=== PROVIDED INFORMATION ===

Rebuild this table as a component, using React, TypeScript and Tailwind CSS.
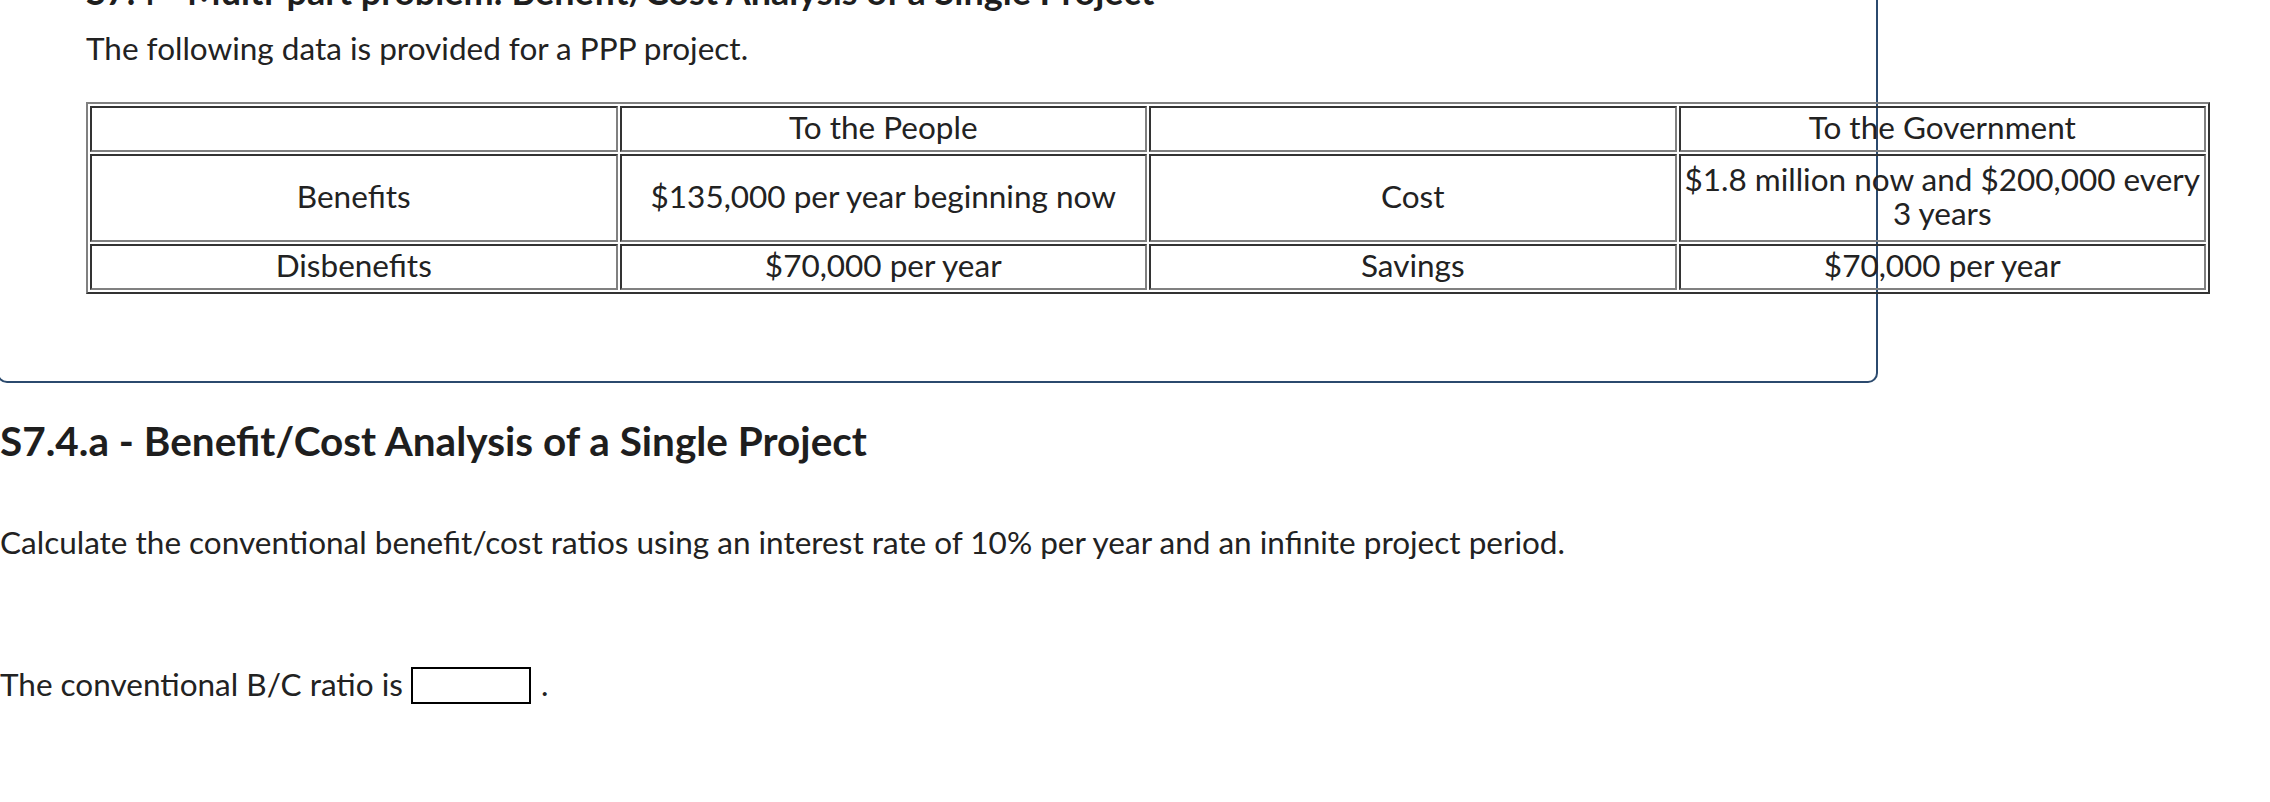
import React from 'react'

const cellClass =
  'border-2 border-t-[#333] border-l-[#333] border-b-[#808080] border-r-[#808080] p-0 text-center align-middle'

const Rows = [
  { h: 'h-[46px]', cells: ['', 'To the People', '', 'To the Government'] },
  {
    h: 'h-[88px]',
    cells: [
      'Benefits',
      '$135,000 per year beginning now',
      'Cost',
      '$1.8 million now and $200,000 every\n3 years',
    ],
  },
  {
    h: 'h-[46px]',
    cells: ['Disbenefits', '$70,000 per year', 'Savings', '$70,000 per year'],
  },
]

const App = () => {
  return (
    <div className="min-h-[802px] w-[2270px] overflow-hidden bg-white font-['Lato','Liberation_Sans',sans-serif] text-[#222]">
      <div
        id="ProblemPanel"
        className="-ml-[3px] w-[1881px] rounded-b-[10px] border-2 border-t-0 border-[#2b4a6e] pb-[87px]"
      >
        <div className="pl-[87px]">
          <h2 className="-mt-[31px] text-[36px] font-bold leading-[44px] text-[#1e1e1e]">
            S7.4 - Multi-part problem: Benefit/Cost Analysis of a Single Project
          </h2>
          <p className="mt-[17px] text-[31.5px] leading-[36px]">
            The following data is provided for a PPP project.
          </p>
          <table className="mt-[36px] w-[2124px] table-fixed border-separate border-spacing-[2px] border-2 border-t-[#808080] border-l-[#808080] border-b-[#333] border-r-[#333] text-[31.5px] leading-[34px]">
            <tbody>
              {Rows.map((r, i) => {
                return (
                  <tr key={i} className={r.h}>
                    {r.cells.map((c, j) => {
                      return (
                        <td key={j} className={cellClass}>
                          <div className="-mt-[4px]">
                            {c.split('\n').map((line, k) => {
                              return (
                                <React.Fragment key={k}>
                                  {k > 0 && <br />}
                                  {line}
                                </React.Fragment>
                              )
                            })}
                          </div>
                        </td>
                      )
                    })}
                  </tr>
                )
              })}
            </tbody>
          </table>
        </div>
      </div>
      <h3 className="mt-[36px] text-[40.5px] font-bold leading-[44px] text-[#1e1e1e]">
        S7.4.a - Benefit/Cost Analysis of a Single Project
      </h3>
      <p className="mt-[61px] text-[31.5px] leading-[36px]">
        Calculate the conventional benefit/cost ratios using an interest rate of
        10% per year and an infinite project period.
      </p>
      <div className="mt-[105px] flex h-[40px] items-center text-[31.5px]">
        <span>The conventional B/C ratio is</span>
        <span className="ml-[8px] inline-block h-[37px] w-[120px] border-2 border-black" />
        <span className="ml-[10px]">.</span>
      </div>
    </div>
  )
}

export default App
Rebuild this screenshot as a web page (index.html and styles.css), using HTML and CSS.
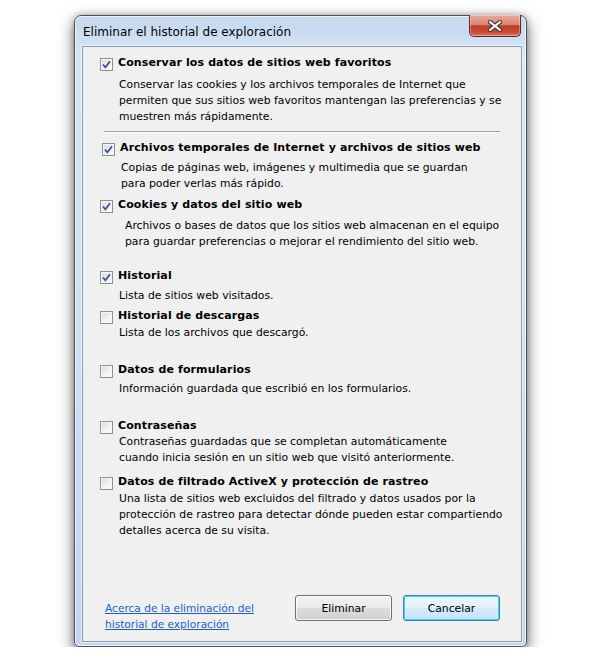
FILE: index.html
```html
<!DOCTYPE html>
<html lang="es">
<head>
<meta charset="utf-8">
<title>Eliminar el historial de exploración</title>
<link rel="stylesheet" href="styles.css">
</head>
<body>
<div class="stage">
  <div class="window">
    <div class="titlebar">
      <span class="title">Eliminar el historial de exploración</span>
      <span class="close">
        <svg width="18" height="12" viewBox="0 0 18 12">
          <path d="M4 2 L14 10 M14 2 L4 10" stroke="#3b3b3b" stroke-width="4.2" stroke-linecap="round"/>
          <path d="M4 2 L14 10 M14 2 L4 10" stroke="#ffffff" stroke-width="2.2" stroke-linecap="round"/>
        </svg>
      </span>
    </div>
    <div class="panel">
      <div class="opt opt-1">
        <div class="row"><span class="cb on"><svg width="11" height="11" viewBox="0 0 11 11"><path d="M2 5.5 L4.4 8.3 L9 2.2" fill="none" stroke="#3a52a0" stroke-width="1.8"/></svg></span><span class="head">Conservar los datos de sitios web favoritos</span></div>
        <p class="desc">Conservar las cookies y los archivos temporales de Internet que<br>permiten que sus sitios web favoritos mantengan las preferencias y se<br>muestren más rápidamente.</p>
      </div>
      <div class="sep"></div>
      <div class="opt opt-2">
        <div class="row"><span class="cb on"><svg width="11" height="11" viewBox="0 0 11 11"><path d="M2 5.5 L4.4 8.3 L9 2.2" fill="none" stroke="#3a52a0" stroke-width="1.8"/></svg></span><span class="head">Archivos temporales de Internet y archivos de sitios web</span></div>
        <p class="desc">Copias de páginas web, imágenes y multimedia que se guardan<br>para poder verlas más rápido.</p>
      </div>
      <div class="opt opt-3">
        <div class="row"><span class="cb on"><svg width="11" height="11" viewBox="0 0 11 11"><path d="M2 5.5 L4.4 8.3 L9 2.2" fill="none" stroke="#3a52a0" stroke-width="1.8"/></svg></span><span class="head">Cookies y datos del sitio web</span></div>
        <p class="desc">Archivos o bases de datos que los sitios web almacenan en el equipo<br>para guardar preferencias o mejorar el rendimiento del sitio web.</p>
      </div>
      <div class="opt opt-4">
        <div class="row"><span class="cb on"><svg width="11" height="11" viewBox="0 0 11 11"><path d="M2 5.5 L4.4 8.3 L9 2.2" fill="none" stroke="#3a52a0" stroke-width="1.8"/></svg></span><span class="head">Historial</span></div>
        <p class="desc">Lista de sitios web visitados.</p>
      </div>
      <div class="opt opt-5">
        <div class="row"><span class="cb"></span><span class="head">Historial de descargas</span></div>
        <p class="desc">Lista de los archivos que descargó.</p>
      </div>
      <div class="opt opt-6">
        <div class="row"><span class="cb"></span><span class="head">Datos de formularios</span></div>
        <p class="desc">Información guardada que escribió en los formularios.</p>
      </div>
      <div class="opt opt-7">
        <div class="row"><span class="cb"></span><span class="head">Contraseñas</span></div>
        <p class="desc">Contraseñas guardadas que se completan automáticamente<br>cuando inicia sesión en un sitio web que visitó anteriormente.</p>
      </div>
      <div class="opt opt-8">
        <div class="row"><span class="cb"></span><span class="head">Datos de filtrado ActiveX y protección de rastreo</span></div>
        <p class="desc">Una lista de sitios web excluidos del filtrado y datos usados por la<br>protección de rastreo para detectar dónde pueden estar compartiendo<br>detalles acerca de su visita.</p>
      </div>
      <div class="footer">
        <a class="link" href="#">Acerca de la eliminación del<br>historial de exploración</a>
        <div class="buttons">
          <button class="btn">Eliminar</button>
          <button class="btn btn-default">Cancelar</button>
        </div>
      </div>
    </div>
  </div>
</div>
</body>
</html>
```
FILE: styles.css
```css
html, body {
  margin: 0;
  padding: 0;
  background: #ffffff;
}
body {
  font-family: "DejaVu Sans", Verdana, sans-serif;
  font-size: 10.8px;
  color: #000;
}
.stage {
  padding: 15px 0 0 74px;
}
.window {
  width: 451px;
  border: 1px solid #4a4f55;
  border-radius: 7px 7px 5px 5px;
  background: linear-gradient(180deg, #c3d7ee 0%, #d6e5f5 6%, #cfe0f3 50%, #c0d5ee 100%);
  box-shadow: 0 6px 16px rgba(0,0,0,0.55), 0 0 6px rgba(0,0,0,0.25), inset 0 0 0 1px rgba(255,255,255,0.75);
  display: flex;
  flex-direction: column;
}
.titlebar {
  height: 30px;
  display: flex;
  justify-content: space-between;
  align-items: center;
}
.title {
  padding-left: 8px;
  font-size: 12px;
  color: #000;
  padding-top: 1px;
}
.close {
  align-self: flex-start;
  margin-top: -1px;
  margin-right: 5px;
  width: 50px;
  height: 21px;
  border: 1px solid #5a2a22;
  border-top: none;
  border-radius: 0 0 5px 5px;
  background: linear-gradient(180deg, #e8ab9c 0%, #d98472 45%, #c13b27 52%, #c84a33 80%, #d9755c 100%);
  box-shadow: inset 0 0 0 1px rgba(255,255,255,0.35);
  display: flex;
  align-items: center;
  justify-content: center;
}
.panel {
  margin: 0 4px 4px 7px;
  border: 1px solid #8a9aae;
  box-shadow: 0 0 0 1px rgba(255,255,255,0.6);
  background: #f0f0f0;
  padding: 8px 0 9px 17px;
  display: flex;
  flex-direction: column;
}
.opt { display: flex; flex-direction: column; }
.row {
  display: flex;
  align-items: center;
  height: 16px;
}
.cb {
  width: 11px;
  height: 11px;
  border: 1px solid #8e8f8f;
  background: linear-gradient(135deg, #d9d9d9 0%, #f2f2f2 60%, #fbfbfb 100%);
  box-shadow: inset 0 0 0 1px #f7f7f7;
  margin: 2px 5px 0 0;
  flex: none;
  display: flex;
  align-items: center;
  justify-content: center;
}
.cb svg { display: block; }
.head {
  font-weight: bold;
  font-size: 11px;
  line-height: 16px;
  white-space: nowrap;
  letter-spacing: 0.12px;
}
.desc {
  margin: 4px 0 0 19px;
  line-height: 16px;
  white-space: nowrap;
}
.sep {
  margin: 6px 21px 7px 4px;
  height: 1px;
  background: #a0a0a0;
  border-bottom: 1px solid #ffffff;
}
.opt-1 .desc { margin-top: 6px; }
.opt-2 .row { padding-left: 2px; }
.opt-2 .desc { margin-left: 21px; }
.opt-3 { margin-top: 5px; }
.opt-3 .desc { margin-top: 5px; margin-left: 25px; }
.opt-4 { margin-top: 18px; }
.opt-5 { margin-top: 4px; }
.opt-5 .desc { margin-top: 1px; }
.opt-6 { margin-top: 21px; }
.opt-6 .desc { margin-top: 3px; }
.opt-7 { margin-top: 21px; }
.opt-7 .desc { margin-top: 0; }
.opt-8 { margin-top: 8px; }
.opt-8 .desc { margin-top: 1px; }
.footer {
  margin-top: 56px;
  display: flex;
  justify-content: space-between;
  align-items: flex-start;
  padding-right: 21px;
}
.link {
  margin-top: 5px;
  margin-left: 5px;
  color: #1c5fc7;
  text-decoration: underline;
  line-height: 16px;
  font-size: 10.6px;
}
.buttons {
  display: flex;
  gap: 11px;
}
.btn {
  width: 97px;
  height: 26px;
  font-family: "DejaVu Sans", Verdana, sans-serif;
  font-size: 10.8px;
  color: #000;
  border: 1px solid #707070;
  border-radius: 3px;
  background: linear-gradient(180deg, #f2f2f2 0%, #ebebeb 48%, #dddddd 52%, #cfcfcf 100%);
  box-shadow: inset 0 0 0 1px rgba(255,255,255,0.8);
  padding: 0;
}
.btn-default {
  border-color: #3c7fb1;
  box-shadow: inset 0 0 0 1px #48d4fa;
  background: linear-gradient(180deg, #eaf6fd 0%, #e2f1fb 48%, #d4ebfa 52%, #c8e4f7 100%);
}
```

===

• [TASK DIRECTIONS]: Begin at the first line of the data above and repeat each line exactly, stopping after the line containing "p-0 text-center align-middle'". Omit the pictures.

• [SOLUTION TO THIS TASK]:
Rebuild this table as a component, using React, TypeScript and Tailwind CSS.
import React from 'react'

const cellClass =
  'border-2 border-t-[#333] border-l-[#333] border-b-[#808080] border-r-[#808080] p-0 text-center align-middle'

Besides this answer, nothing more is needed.